Wednesday 7 May 2014

Against Austerity. Been There. Seen It. And Hoping To Get The T-Shirt

During my time as Lewisham's Cabinet Member for Resources, I have taken every opportunity to make the point that the cuts that the Coalition has imposed on local government are part of an Austerity policy that isn't working. I went on about this so much that last year, after my speech on the Council's Budget, my opposite number on the Lib Dem benches, having become rather tired and emotional, pleaded with me to 'change the record'. Shouldn't I take his advice now that in the last quarter the UK economy has grown at an annualised rate of over 3%?

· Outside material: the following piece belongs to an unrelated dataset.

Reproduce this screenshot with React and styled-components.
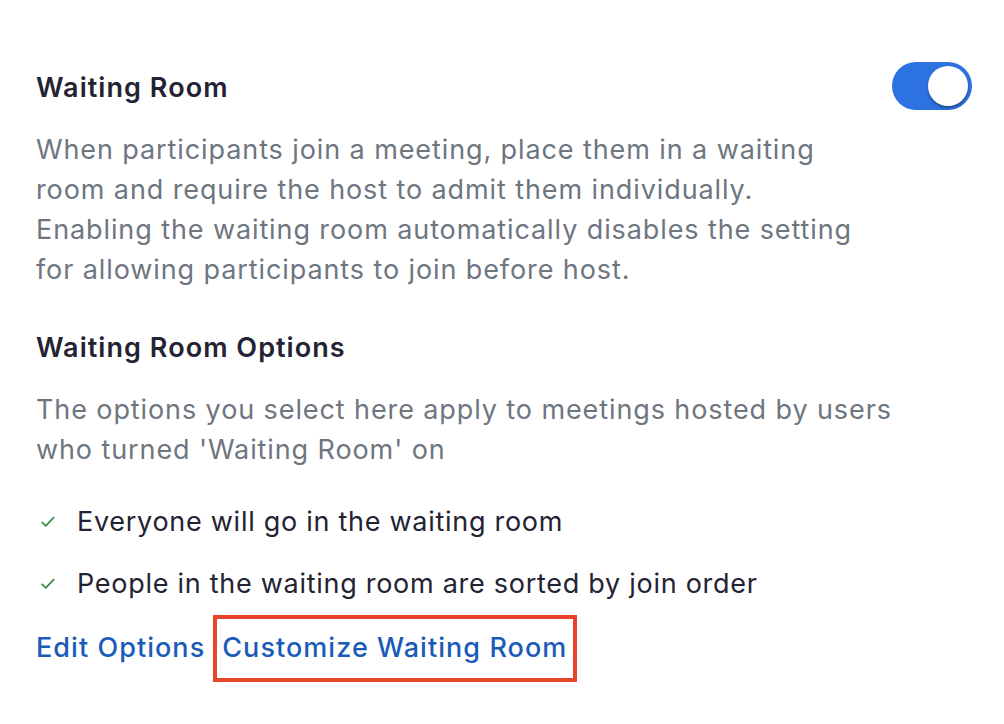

Well, not according to former US Treasury Secretary Larry Summers. In a recent article for the FT entitled, British austerity is no model for the rest of the world, he explains, as others have done, that in fact Austerity was abandoned some time ago. He also says that the UK's recent fast growth can be explained by the greater scope for catching up to pre-crisis levels that exists in the UK. US GDP, for example, is now well above the level it reached at the end of 2007, unlike that of the UK. He also makes the interesting point that the US economy grew at 9% a year for a number of years after the low point of the Depression in 1933. Such high growth was a reflection of the depth of the crisis from which the economy was recovering. As he puts it,

No one has ever taken the pace of the US recovery from the Depression as evidence for the austerity policies that helped to induce it.
By way of illustration, below is the chart I took from Simon Wren-Lewis' blog that I reproduced in a post I wrote back in December entitled, The Return Of Growth – The Celebration Of A Tragedy.
















Here you see how far the UK economy's GDP person has fallen below its trend and therefore how much ground it needs to make up to get us back to where we started when the crisis blew up in 2008. You will also see that higher than average growth rates occurred in the UK as the economy recovered from the recessions in the 1980s and 1990s, catching up lost ground to get back to achieving trend growth. The experience of my business is instructive here. During 2009/10, we had the highest growth rate in sales ever. This was because business virtually dried up for a time in 2008/09, so as we recovered from next to nothing our sales growth looked spectacular in percentage terms, even though total volumes were well down on 2007/08 levels. Looking back, my business partner and I didn't celebrate this as a great achievement. What reasonable person would? As Simon Wren-Lewis has pointed out, if all you really want is growth, then you could just close half of the economy's productive capacity down one year, then fire it up the next. Sometimes it's not speed that matters, but total distance travelled in the right direction, as anyone who has taken a wrong turn involving a motorway will know.

In a recent article in the Guardian, the economist Ha-Joon Chang develops this theme. People talk about the 1990s being Japan's 'lost decade', as far as economic growth is concerned. But Ha-Joon points out that in Japan between 1990 and 2000, GDP per person grew by 10.5%. However, in the UK between 2007 and 2013, GDP per person fell by 6.6%. As he says,
This means that, unless the UK economy miraculously grows at around 5% a year for the next four years (factoring in population growth rate of around 0.7% a year), it is going to have a decade that is even more "lost" than Japan's 1990s.
Put another way, real wages in the UK, which saw some the the biggest falls in the OECD, have a long way to rise before they get back to the levels they were at the start of the Great Recession.

So, I have decided to stick to my guns and keep spinning that old 'Anti-Austerity' cracked record. Been there. Seen it. And I have put in a request for the T-shirt for Father's Day.